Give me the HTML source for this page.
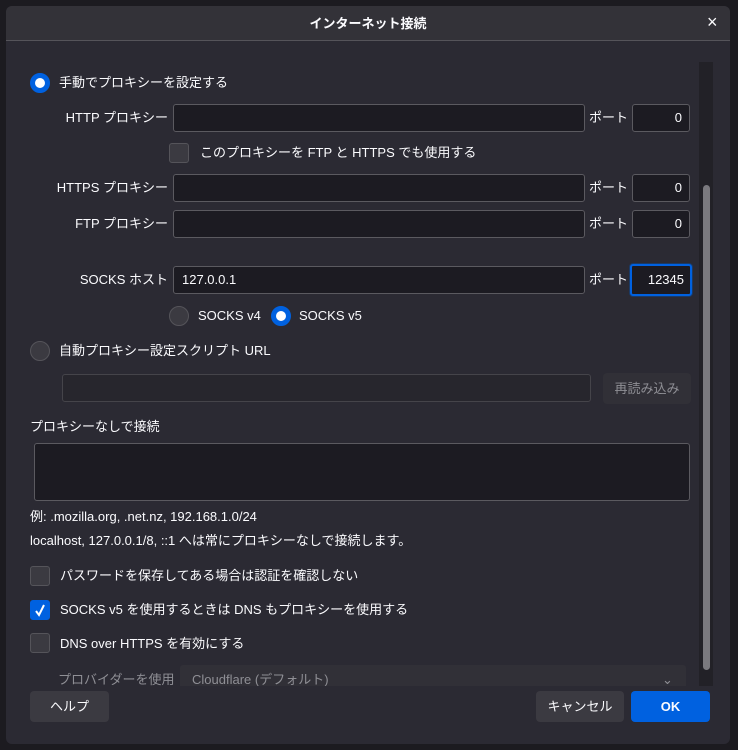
<!DOCTYPE html><html><head><meta charset="utf-8"><style>
*{box-sizing:border-box;margin:0;padding:0}
body{width:738px;height:750px;background:#1c1b20;font-family:"Liberation Sans","Noto Sans CJK JP",sans-serif;font-size:13px;color:#fbfbfe;position:relative;overflow:hidden}
.a{position:absolute}
.dlg{left:6px;top:6px;width:724px;height:738px;background:#2b2a33;border-radius:6px;overflow:hidden}
.hdr{left:0;top:0;width:724px;height:35px;background:#333238;border-bottom:1px solid #55545a}
.t{position:absolute;white-space:nowrap;line-height:16px}
.in{position:absolute;background:#1c1b22;border:1px solid #5b5a60;border-radius:3px}
.rd{position:absolute;width:20px;height:20px;border-radius:50%;background:#3b3a41;border:1px solid #55545a}
.rd.on{background:#fff;border:5px solid #0061e0}
.cb{position:absolute;width:20px;height:20px;border-radius:3px;background:#3b3a41;border:1px solid #55545a}
.btn{position:absolute;background:#3b3a41;border-radius:4px;text-align:center;line-height:31px;height:31px}
</style></head><body>
<div class="a dlg">
<div class="a hdr"></div>
<div class="t" style="left:0;width:724px;text-align:center;top:10px;font-weight:bold">インターネット接続</div>
<div class="t" style="left:701px;top:8px;font-size:18px">×</div>
</div>
<div class="a" style="left:6px;top:42px;width:724px;height:644px;overflow:hidden">
<div class="a" style="left:-6px;top:-42px;width:738px;height:750px">
<div class="rd on" style="left:30px;top:73px"></div>
<div class="t" style="left:59px;top:75px">手動でプロキシーを設定する</div>
<div class="t" style="left:0;width:168px;text-align:right;top:110px">HTTP プロキシー</div>
<div class="in" style="left:173px;top:104px;width:412px;height:28px"></div>
<div class="t" style="left:589px;top:110px">ポート</div>
<div class="in" style="left:632px;top:104px;width:58px;height:28px"></div><div class="t" style="left:632px;width:50px;text-align:right;top:110px">0</div>
<div class="cb" style="left:169px;top:143px"></div>
<div class="t" style="left:200px;top:145px">このプロキシーを FTP と HTTPS でも使用する</div>
<div class="t" style="left:0;width:168px;text-align:right;top:180px">HTTPS プロキシー</div>
<div class="in" style="left:173px;top:174px;width:412px;height:28px"></div>
<div class="t" style="left:589px;top:180px">ポート</div>
<div class="in" style="left:632px;top:174px;width:58px;height:28px"></div><div class="t" style="left:632px;width:50px;text-align:right;top:180px">0</div>
<div class="t" style="left:0;width:168px;text-align:right;top:216px">FTP プロキシー</div>
<div class="in" style="left:173px;top:210px;width:412px;height:28px"></div>
<div class="t" style="left:589px;top:216px">ポート</div>
<div class="in" style="left:632px;top:210px;width:58px;height:28px"></div><div class="t" style="left:632px;width:50px;text-align:right;top:216px">0</div>
<div class="t" style="left:0;width:168px;text-align:right;top:272px">SOCKS ホスト</div>
<div class="in" style="left:173px;top:266px;width:412px;height:28px"></div>
<div class="t" style="left:182px;top:272px">127.0.0.1</div>
<div class="t" style="left:589px;top:272px">ポート</div>
<div class="in" style="left:630px;top:264px;width:62px;height:32px;border:2px solid #0061e0;box-shadow:0 0 0 1px #1a3a66"></div><div class="t" style="left:632px;width:52px;text-align:right;top:272px">12345</div>
<div class="rd" style="left:169px;top:306px"></div>
<div class="t" style="left:198px;top:308px">SOCKS v4</div>
<div class="rd on" style="left:271px;top:306px"></div>
<div class="t" style="left:299px;top:308px">SOCKS v5</div>
<div class="rd" style="left:30px;top:341px"></div>
<div class="t" style="left:59px;top:343px">自動プロキシー設定スクリプト URL</div>
<div class="in" style="left:62px;top:374px;width:529px;height:28px;border-color:#45444a;background:#27262d"></div>
<div class="btn" style="left:603px;top:373px;width:88px;background:#313037;color:#8f8f95">再読み込み</div>
<div class="t" style="left:30px;top:419px">プロキシーなしで接続</div>
<div class="in" style="left:34px;top:443px;width:656px;height:58px"></div>
<div class="t" style="left:30px;top:509px">例: .mozilla.org, .net.nz, 192.168.1.0/24</div>
<div class="t" style="left:30px;top:533px">localhost, 127.0.0.1/8, ::1 へは常にプロキシーなしで接続します。</div>
<div class="cb" style="left:30px;top:566px"></div>
<div class="t" style="left:60px;top:568px">パスワードを保存してある場合は認証を確認しない</div>
<div class="cb" style="left:30px;top:600px;background:#0061e0;border-color:#0061e0"></div>
<svg class="a" style="left:30px;top:600px" width="20" height="20"><path d="M6 11 L9 15 L14 5" stroke="#fff" stroke-width="2" fill="none"/></svg>
<div class="t" style="left:60px;top:602px">SOCKS v5 を使用するときは DNS もプロキシーを使用する</div>
<div class="cb" style="left:30px;top:633px"></div>
<div class="t" style="left:60px;top:636px">DNS over HTTPS を有効にする</div>
<div class="t" style="left:58px;top:672px;color:#8f8f95">プロバイダーを使用</div>
<div class="a" style="left:180px;top:665px;width:506px;height:30px;background:#313037;border-radius:3px"></div>
<div class="t" style="left:192px;top:672px;color:#8f8f95">Cloudflare (デフォルト)</div>
<div class="t" style="left:662px;top:672px;color:#8f8f95">⌄</div>
<div class="a" style="left:699px;top:62px;width:14px;height:624px;background:#222127"></div>
<div class="a" style="left:703px;top:185px;width:7px;height:485px;background:#7a797e;border-radius:4px"></div>
</div></div>
<div class="btn" style="left:30px;top:691px;width:79px">ヘルプ</div>
<div class="btn" style="left:536px;top:691px;width:88px">キャンセル</div>
<div class="btn" style="left:631px;top:691px;width:79px;background:#0061e0;font-weight:bold">OK</div>
</body></html>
---
GIVEN EXERCISE = Return all of the data exactly as written, and drop the pictures.

PROBLEM SOLUTION =
Give me the HTML source for this page.
<!DOCTYPE html><html><head><meta charset="utf-8"><style>
*{box-sizing:border-box;margin:0;padding:0}
body{width:738px;height:750px;background:#1c1b20;font-family:"Liberation Sans","Noto Sans CJK JP",sans-serif;font-size:13px;color:#fbfbfe;position:relative;overflow:hidden}
.a{position:absolute}
.dlg{left:6px;top:6px;width:724px;height:738px;background:#2b2a33;border-radius:6px;overflow:hidden}
.hdr{left:0;top:0;width:724px;height:35px;background:#333238;border-bottom:1px solid #55545a}
.t{position:absolute;white-space:nowrap;line-height:16px}
.in{position:absolute;background:#1c1b22;border:1px solid #5b5a60;border-radius:3px}
.rd{position:absolute;width:20px;height:20px;border-radius:50%;background:#3b3a41;border:1px solid #55545a}
.rd.on{background:#fff;border:5px solid #0061e0}
.cb{position:absolute;width:20px;height:20px;border-radius:3px;background:#3b3a41;border:1px solid #55545a}
.btn{position:absolute;background:#3b3a41;border-radius:4px;text-align:center;line-height:31px;height:31px}
</style></head><body>
<div class="a dlg">
<div class="a hdr"></div>
<div class="t" style="left:0;width:724px;text-align:center;top:10px;font-weight:bold">インターネット接続</div>
<div class="t" style="left:701px;top:8px;font-size:18px">×</div>
</div>
<div class="a" style="left:6px;top:42px;width:724px;height:644px;overflow:hidden">
<div class="a" style="left:-6px;top:-42px;width:738px;height:750px">
<div class="rd on" style="left:30px;top:73px"></div>
<div class="t" style="left:59px;top:75px">手動でプロキシーを設定する</div>
<div class="t" style="left:0;width:168px;text-align:right;top:110px">HTTP プロキシー</div>
<div class="in" style="left:173px;top:104px;width:412px;height:28px"></div>
<div class="t" style="left:589px;top:110px">ポート</div>
<div class="in" style="left:632px;top:104px;width:58px;height:28px"></div><div class="t" style="left:632px;width:50px;text-align:right;top:110px">0</div>
<div class="cb" style="left:169px;top:143px"></div>
<div class="t" style="left:200px;top:145px">このプロキシーを FTP と HTTPS でも使用する</div>
<div class="t" style="left:0;width:168px;text-align:right;top:180px">HTTPS プロキシー</div>
<div class="in" style="left:173px;top:174px;width:412px;height:28px"></div>
<div class="t" style="left:589px;top:180px">ポート</div>
<div class="in" style="left:632px;top:174px;width:58px;height:28px"></div><div class="t" style="left:632px;width:50px;text-align:right;top:180px">0</div>
<div class="t" style="left:0;width:168px;text-align:right;top:216px">FTP プロキシー</div>
<div class="in" style="left:173px;top:210px;width:412px;height:28px"></div>
<div class="t" style="left:589px;top:216px">ポート</div>
<div class="in" style="left:632px;top:210px;width:58px;height:28px"></div><div class="t" style="left:632px;width:50px;text-align:right;top:216px">0</div>
<div class="t" style="left:0;width:168px;text-align:right;top:272px">SOCKS ホスト</div>
<div class="in" style="left:173px;top:266px;width:412px;height:28px"></div>
<div class="t" style="left:182px;top:272px">127.0.0.1</div>
<div class="t" style="left:589px;top:272px">ポート</div>
<div class="in" style="left:630px;top:264px;width:62px;height:32px;border:2px solid #0061e0;box-shadow:0 0 0 1px #1a3a66"></div><div class="t" style="left:632px;width:52px;text-align:right;top:272px">12345</div>
<div class="rd" style="left:169px;top:306px"></div>
<div class="t" style="left:198px;top:308px">SOCKS v4</div>
<div class="rd on" style="left:271px;top:306px"></div>
<div class="t" style="left:299px;top:308px">SOCKS v5</div>
<div class="rd" style="left:30px;top:341px"></div>
<div class="t" style="left:59px;top:343px">自動プロキシー設定スクリプト URL</div>
<div class="in" style="left:62px;top:374px;width:529px;height:28px;border-color:#45444a;background:#27262d"></div>
<div class="btn" style="left:603px;top:373px;width:88px;background:#313037;color:#8f8f95">再読み込み</div>
<div class="t" style="left:30px;top:419px">プロキシーなしで接続</div>
<div class="in" style="left:34px;top:443px;width:656px;height:58px"></div>
<div class="t" style="left:30px;top:509px">例: .mozilla.org, .net.nz, 192.168.1.0/24</div>
<div class="t" style="left:30px;top:533px">localhost, 127.0.0.1/8, ::1 へは常にプロキシーなしで接続します。</div>
<div class="cb" style="left:30px;top:566px"></div>
<div class="t" style="left:60px;top:568px">パスワードを保存してある場合は認証を確認しない</div>
<div class="cb" style="left:30px;top:600px;background:#0061e0;border-color:#0061e0"></div>
<svg class="a" style="left:30px;top:600px" width="20" height="20"><path d="M6 11 L9 15 L14 5" stroke="#fff" stroke-width="2" fill="none"/></svg>
<div class="t" style="left:60px;top:602px">SOCKS v5 を使用するときは DNS もプロキシーを使用する</div>
<div class="cb" style="left:30px;top:633px"></div>
<div class="t" style="left:60px;top:636px">DNS over HTTPS を有効にする</div>
<div class="t" style="left:58px;top:672px;color:#8f8f95">プロバイダーを使用</div>
<div class="a" style="left:180px;top:665px;width:506px;height:30px;background:#313037;border-radius:3px"></div>
<div class="t" style="left:192px;top:672px;color:#8f8f95">Cloudflare (デフォルト)</div>
<div class="t" style="left:662px;top:672px;color:#8f8f95">⌄</div>
<div class="a" style="left:699px;top:62px;width:14px;height:624px;background:#222127"></div>
<div class="a" style="left:703px;top:185px;width:7px;height:485px;background:#7a797e;border-radius:4px"></div>
</div></div>
<div class="btn" style="left:30px;top:691px;width:79px">ヘルプ</div>
<div class="btn" style="left:536px;top:691px;width:88px">キャンセル</div>
<div class="btn" style="left:631px;top:691px;width:79px;background:#0061e0;font-weight:bold">OK</div>
</body></html>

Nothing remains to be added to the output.